> _WHAT NEEDS TO BE DONE_: Across the listing below, count the lines that mention the string "this". Reply with the figure only.

> _DATA_:
○ ○ ○ ○ ○ ○ ○
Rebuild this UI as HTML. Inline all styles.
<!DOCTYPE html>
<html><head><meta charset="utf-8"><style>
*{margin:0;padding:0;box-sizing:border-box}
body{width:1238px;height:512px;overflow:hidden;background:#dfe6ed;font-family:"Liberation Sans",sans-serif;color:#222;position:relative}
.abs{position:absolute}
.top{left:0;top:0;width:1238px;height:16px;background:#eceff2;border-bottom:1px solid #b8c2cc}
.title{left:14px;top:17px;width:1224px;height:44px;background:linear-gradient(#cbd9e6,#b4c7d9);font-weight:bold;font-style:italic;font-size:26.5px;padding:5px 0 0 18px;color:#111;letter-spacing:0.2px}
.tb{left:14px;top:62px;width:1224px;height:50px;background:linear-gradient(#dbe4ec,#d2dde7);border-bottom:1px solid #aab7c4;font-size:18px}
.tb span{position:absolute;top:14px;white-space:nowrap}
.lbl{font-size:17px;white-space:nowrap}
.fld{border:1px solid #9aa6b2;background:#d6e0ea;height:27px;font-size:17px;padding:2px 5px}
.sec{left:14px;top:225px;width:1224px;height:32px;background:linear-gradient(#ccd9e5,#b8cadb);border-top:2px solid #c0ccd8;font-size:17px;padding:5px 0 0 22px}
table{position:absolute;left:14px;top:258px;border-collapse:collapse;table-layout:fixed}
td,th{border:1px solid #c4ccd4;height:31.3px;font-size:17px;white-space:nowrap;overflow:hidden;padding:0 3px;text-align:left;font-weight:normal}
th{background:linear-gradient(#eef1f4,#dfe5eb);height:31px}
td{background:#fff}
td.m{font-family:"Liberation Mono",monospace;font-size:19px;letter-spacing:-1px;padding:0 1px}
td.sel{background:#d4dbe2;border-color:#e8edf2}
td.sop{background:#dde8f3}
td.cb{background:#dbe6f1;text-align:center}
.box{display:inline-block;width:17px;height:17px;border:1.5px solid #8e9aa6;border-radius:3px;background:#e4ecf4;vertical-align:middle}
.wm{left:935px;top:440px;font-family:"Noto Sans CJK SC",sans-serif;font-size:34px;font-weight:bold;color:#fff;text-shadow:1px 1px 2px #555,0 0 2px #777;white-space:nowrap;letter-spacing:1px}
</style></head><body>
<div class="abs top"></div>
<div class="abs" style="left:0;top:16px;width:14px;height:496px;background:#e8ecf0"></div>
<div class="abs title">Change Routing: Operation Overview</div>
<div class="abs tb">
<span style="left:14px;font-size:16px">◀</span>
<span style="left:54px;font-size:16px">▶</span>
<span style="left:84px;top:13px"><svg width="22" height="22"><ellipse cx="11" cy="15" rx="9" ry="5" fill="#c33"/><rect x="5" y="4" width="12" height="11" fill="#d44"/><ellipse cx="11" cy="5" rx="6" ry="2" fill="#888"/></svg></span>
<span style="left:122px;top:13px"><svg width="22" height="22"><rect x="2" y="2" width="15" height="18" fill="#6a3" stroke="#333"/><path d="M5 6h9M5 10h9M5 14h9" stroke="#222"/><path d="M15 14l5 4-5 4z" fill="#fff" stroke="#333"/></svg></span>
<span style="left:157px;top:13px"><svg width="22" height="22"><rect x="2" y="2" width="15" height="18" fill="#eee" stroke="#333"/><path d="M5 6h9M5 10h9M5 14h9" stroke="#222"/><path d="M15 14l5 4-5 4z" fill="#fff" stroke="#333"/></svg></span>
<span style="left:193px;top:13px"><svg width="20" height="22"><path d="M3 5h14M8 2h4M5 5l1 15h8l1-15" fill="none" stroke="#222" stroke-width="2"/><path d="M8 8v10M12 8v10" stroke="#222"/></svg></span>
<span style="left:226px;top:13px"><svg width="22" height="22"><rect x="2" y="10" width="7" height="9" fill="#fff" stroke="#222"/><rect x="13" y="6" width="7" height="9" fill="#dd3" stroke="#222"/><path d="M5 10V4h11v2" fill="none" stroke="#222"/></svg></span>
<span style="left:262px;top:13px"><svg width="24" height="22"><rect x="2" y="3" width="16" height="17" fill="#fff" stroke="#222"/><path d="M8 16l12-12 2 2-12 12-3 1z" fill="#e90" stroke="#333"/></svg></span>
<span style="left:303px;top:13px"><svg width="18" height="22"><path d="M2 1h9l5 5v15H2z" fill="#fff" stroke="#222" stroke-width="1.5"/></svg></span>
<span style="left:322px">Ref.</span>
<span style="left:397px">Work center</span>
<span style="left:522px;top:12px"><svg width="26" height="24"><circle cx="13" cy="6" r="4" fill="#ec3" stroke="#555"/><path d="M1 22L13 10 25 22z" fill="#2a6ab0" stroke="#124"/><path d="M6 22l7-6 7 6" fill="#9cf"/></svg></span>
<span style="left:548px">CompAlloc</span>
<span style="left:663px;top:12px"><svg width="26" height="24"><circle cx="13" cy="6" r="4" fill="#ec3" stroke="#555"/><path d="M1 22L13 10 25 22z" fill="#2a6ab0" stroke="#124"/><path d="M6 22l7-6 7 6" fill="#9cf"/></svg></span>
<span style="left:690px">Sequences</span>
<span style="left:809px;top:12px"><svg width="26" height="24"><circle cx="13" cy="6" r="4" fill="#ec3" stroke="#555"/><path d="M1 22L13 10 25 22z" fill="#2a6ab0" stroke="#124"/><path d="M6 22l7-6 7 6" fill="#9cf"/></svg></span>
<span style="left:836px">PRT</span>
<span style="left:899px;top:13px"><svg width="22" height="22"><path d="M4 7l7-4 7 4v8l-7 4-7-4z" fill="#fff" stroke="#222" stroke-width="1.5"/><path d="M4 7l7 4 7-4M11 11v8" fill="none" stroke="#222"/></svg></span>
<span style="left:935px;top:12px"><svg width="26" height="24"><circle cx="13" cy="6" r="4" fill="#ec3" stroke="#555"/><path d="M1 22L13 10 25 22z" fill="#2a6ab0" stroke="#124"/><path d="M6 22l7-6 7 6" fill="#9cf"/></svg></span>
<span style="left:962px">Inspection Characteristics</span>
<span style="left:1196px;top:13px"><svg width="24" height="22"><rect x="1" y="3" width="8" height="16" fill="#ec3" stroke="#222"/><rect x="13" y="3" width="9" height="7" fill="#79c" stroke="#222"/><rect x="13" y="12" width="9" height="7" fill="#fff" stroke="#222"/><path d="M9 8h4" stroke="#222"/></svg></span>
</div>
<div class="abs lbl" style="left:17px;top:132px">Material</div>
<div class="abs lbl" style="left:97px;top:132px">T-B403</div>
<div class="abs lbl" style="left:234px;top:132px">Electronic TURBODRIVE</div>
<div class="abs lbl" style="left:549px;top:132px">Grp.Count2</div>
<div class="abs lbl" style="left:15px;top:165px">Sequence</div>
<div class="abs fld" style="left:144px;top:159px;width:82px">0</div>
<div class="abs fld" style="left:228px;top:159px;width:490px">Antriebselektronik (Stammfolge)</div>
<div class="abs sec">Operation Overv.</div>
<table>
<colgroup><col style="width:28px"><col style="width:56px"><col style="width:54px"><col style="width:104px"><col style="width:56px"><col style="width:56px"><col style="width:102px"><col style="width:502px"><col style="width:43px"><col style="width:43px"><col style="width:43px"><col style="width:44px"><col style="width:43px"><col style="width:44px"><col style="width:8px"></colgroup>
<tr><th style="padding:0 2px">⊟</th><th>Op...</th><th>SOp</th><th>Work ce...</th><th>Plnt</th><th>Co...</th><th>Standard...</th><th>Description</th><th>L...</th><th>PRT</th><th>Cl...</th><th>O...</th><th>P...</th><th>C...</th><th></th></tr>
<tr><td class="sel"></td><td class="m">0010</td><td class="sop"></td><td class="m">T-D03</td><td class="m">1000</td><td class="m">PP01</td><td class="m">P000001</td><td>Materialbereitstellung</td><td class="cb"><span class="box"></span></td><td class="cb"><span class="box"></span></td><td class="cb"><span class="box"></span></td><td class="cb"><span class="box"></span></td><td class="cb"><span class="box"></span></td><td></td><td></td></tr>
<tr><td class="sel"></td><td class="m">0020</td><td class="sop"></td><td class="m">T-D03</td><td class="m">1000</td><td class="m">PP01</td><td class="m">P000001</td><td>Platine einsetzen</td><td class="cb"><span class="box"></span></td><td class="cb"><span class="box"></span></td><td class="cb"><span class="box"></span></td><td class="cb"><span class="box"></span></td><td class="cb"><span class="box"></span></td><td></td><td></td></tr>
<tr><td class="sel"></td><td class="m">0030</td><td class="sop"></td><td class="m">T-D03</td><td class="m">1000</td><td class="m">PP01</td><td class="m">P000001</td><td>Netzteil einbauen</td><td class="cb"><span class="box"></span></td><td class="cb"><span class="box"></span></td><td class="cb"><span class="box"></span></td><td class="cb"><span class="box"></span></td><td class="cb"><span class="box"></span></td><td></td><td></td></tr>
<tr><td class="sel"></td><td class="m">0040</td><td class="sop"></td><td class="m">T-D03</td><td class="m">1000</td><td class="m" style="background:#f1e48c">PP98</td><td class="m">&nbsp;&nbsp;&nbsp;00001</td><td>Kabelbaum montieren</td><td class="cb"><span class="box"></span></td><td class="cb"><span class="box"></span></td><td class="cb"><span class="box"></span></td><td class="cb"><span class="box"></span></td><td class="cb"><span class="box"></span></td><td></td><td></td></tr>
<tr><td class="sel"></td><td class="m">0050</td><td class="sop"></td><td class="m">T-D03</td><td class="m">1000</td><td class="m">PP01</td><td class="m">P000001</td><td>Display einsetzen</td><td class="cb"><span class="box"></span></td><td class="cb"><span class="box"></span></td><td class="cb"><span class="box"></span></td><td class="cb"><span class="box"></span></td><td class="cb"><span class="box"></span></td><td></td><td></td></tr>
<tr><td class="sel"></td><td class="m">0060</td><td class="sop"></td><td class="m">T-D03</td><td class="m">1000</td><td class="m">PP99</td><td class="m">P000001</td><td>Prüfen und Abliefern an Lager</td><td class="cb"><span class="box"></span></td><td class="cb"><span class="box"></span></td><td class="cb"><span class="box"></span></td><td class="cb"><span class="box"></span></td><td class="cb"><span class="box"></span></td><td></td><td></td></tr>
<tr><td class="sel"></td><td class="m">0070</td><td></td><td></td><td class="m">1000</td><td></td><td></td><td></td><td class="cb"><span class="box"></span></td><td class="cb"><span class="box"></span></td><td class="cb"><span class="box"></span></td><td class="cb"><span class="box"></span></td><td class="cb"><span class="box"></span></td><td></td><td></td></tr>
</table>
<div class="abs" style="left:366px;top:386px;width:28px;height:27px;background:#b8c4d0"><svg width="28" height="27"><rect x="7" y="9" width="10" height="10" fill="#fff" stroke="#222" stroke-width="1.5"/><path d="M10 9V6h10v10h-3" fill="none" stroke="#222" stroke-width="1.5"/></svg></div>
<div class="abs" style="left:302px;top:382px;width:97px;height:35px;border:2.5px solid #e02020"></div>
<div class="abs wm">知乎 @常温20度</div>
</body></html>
○ ○ ○ ○ ○ ○ ○
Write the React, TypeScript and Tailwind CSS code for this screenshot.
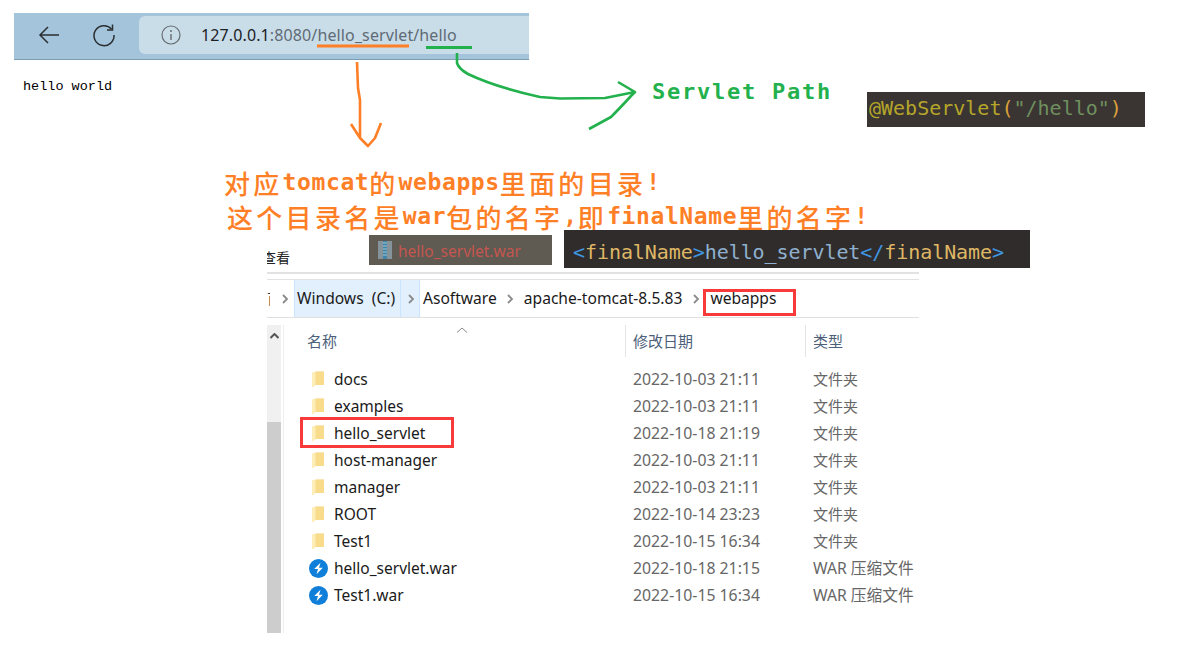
○ ○ ○ ○ ○ ○ ○
> _TASK OUTPUT_: 2